Skip the pictures. Set down, word for word, the lines from the start of the material up to and including the line with "const template = columns.map((c)".
>> begin INFORMATION SHOWN
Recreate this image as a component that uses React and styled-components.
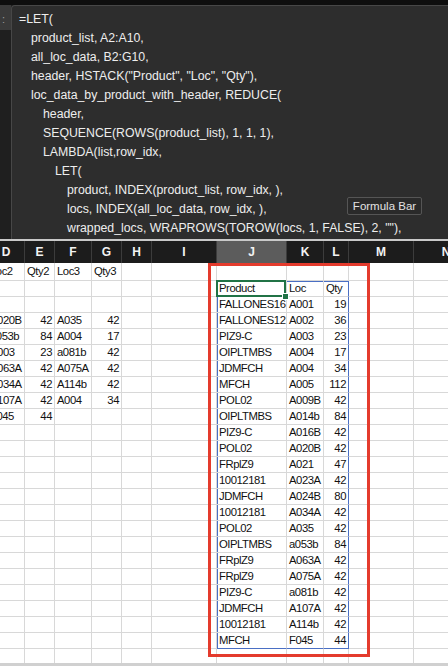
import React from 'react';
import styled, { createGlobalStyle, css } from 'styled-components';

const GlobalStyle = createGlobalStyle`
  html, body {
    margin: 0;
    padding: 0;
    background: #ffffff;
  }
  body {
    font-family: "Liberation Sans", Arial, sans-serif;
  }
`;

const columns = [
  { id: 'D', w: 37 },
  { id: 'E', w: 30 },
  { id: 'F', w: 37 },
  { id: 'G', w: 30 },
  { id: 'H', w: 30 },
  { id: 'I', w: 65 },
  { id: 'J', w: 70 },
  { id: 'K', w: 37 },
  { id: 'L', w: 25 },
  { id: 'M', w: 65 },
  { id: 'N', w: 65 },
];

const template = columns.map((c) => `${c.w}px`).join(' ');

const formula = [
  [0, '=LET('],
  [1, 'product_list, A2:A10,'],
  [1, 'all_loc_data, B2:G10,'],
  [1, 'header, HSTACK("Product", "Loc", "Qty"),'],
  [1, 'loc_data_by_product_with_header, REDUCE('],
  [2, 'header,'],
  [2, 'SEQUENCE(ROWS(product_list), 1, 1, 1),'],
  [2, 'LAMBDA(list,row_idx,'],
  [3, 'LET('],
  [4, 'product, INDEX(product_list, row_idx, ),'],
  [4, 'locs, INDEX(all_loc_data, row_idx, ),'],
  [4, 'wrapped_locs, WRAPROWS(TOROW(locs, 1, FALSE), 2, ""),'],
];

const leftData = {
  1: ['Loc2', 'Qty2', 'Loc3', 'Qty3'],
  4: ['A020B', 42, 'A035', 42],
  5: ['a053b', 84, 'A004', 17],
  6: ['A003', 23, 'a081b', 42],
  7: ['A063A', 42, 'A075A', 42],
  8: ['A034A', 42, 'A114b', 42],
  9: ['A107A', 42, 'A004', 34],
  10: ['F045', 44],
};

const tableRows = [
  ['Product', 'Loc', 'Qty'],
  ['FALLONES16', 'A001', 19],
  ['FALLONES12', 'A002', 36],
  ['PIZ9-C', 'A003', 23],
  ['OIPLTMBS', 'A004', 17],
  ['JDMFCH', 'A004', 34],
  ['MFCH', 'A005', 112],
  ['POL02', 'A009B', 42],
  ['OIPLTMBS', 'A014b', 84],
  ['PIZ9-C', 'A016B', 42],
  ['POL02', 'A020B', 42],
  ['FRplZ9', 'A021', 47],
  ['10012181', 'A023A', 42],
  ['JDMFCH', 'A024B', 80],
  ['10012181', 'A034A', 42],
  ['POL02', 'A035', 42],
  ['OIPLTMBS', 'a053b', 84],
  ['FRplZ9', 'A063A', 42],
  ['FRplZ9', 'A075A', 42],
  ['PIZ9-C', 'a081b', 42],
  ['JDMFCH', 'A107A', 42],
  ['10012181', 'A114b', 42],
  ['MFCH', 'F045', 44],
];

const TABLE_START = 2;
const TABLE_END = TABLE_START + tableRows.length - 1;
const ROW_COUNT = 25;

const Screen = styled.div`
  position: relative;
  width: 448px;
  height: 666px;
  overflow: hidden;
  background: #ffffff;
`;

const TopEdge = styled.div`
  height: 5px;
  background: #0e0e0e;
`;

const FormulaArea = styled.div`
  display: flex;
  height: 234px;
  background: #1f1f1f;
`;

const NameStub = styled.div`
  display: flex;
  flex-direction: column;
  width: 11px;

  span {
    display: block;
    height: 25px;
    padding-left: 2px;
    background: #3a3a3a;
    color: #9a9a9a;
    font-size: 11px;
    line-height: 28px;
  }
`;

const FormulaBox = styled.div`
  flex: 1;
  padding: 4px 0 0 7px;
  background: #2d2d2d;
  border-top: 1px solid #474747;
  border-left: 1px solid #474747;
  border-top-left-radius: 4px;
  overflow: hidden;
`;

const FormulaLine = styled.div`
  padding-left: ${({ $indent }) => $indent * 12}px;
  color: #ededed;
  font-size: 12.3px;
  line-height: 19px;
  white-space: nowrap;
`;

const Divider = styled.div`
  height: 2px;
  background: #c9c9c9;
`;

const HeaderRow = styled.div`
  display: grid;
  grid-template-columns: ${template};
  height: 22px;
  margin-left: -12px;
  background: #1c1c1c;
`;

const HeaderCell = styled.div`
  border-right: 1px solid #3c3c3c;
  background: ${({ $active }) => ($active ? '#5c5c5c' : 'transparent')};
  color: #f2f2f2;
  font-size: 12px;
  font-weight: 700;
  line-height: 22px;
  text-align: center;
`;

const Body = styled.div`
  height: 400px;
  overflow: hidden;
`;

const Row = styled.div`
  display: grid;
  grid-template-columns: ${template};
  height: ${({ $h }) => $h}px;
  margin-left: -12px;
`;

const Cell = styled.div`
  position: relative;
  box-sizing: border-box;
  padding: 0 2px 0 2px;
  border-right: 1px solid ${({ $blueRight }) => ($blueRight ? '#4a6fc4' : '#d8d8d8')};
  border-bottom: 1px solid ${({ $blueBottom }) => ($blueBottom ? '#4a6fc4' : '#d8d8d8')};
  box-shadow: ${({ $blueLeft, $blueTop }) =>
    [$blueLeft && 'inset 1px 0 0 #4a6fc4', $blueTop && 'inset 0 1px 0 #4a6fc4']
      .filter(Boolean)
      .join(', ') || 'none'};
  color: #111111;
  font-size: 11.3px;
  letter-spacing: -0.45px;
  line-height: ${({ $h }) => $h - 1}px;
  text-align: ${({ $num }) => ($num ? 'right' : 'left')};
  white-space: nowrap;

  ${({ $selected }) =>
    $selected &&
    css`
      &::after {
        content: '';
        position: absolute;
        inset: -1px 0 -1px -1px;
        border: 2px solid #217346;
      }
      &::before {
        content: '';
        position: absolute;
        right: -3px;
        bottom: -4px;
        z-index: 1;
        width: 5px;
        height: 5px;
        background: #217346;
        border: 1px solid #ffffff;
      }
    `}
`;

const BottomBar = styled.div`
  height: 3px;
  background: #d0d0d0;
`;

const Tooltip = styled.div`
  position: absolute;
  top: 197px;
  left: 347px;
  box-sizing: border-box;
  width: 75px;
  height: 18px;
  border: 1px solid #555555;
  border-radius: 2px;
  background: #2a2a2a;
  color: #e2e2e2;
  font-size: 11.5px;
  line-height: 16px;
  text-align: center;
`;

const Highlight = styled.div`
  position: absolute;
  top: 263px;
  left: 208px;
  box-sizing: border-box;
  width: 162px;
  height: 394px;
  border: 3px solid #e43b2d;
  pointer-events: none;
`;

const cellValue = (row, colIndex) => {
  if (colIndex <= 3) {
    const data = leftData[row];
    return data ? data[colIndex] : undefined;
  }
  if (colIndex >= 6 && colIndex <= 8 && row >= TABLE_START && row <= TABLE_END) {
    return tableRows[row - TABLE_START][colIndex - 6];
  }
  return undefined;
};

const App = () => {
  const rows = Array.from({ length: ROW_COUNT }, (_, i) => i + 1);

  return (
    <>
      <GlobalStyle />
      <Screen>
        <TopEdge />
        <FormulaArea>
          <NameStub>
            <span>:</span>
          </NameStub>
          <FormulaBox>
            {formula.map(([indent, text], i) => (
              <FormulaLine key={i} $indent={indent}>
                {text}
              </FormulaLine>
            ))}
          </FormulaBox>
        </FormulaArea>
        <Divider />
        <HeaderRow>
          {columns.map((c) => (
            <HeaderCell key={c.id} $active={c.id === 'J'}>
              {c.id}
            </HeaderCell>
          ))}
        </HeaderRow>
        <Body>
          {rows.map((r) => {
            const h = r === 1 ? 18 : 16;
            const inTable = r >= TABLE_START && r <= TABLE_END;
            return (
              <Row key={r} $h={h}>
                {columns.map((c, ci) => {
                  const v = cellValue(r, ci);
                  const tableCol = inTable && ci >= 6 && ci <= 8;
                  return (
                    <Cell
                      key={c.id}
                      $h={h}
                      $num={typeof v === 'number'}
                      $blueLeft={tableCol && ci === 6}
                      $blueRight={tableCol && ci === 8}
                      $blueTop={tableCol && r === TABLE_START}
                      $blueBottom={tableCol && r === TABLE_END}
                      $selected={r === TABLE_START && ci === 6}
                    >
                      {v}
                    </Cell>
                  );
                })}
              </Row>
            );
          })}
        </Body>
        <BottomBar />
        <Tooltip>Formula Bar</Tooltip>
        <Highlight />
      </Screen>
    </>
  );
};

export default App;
>> end INFORMATION SHOWN
▸ **TASK OUTPUT**
Recreate this image as a component that uses React and styled-components.
import React from 'react';
import styled, { createGlobalStyle, css } from 'styled-components';

const GlobalStyle = createGlobalStyle`
  html, body {
    margin: 0;
    padding: 0;
    background: #ffffff;
  }
  body {
    font-family: "Liberation Sans", Arial, sans-serif;
  }
`;

const columns = [
  { id: 'D', w: 37 },
  { id: 'E', w: 30 },
  { id: 'F', w: 37 },
  { id: 'G', w: 30 },
  { id: 'H', w: 30 },
  { id: 'I', w: 65 },
  { id: 'J', w: 70 },
  { id: 'K', w: 37 },
  { id: 'L', w: 25 },
  { id: 'M', w: 65 },
  { id: 'N', w: 65 },
];

const template = columns.map((c) => `${c.w}px`).join(' ');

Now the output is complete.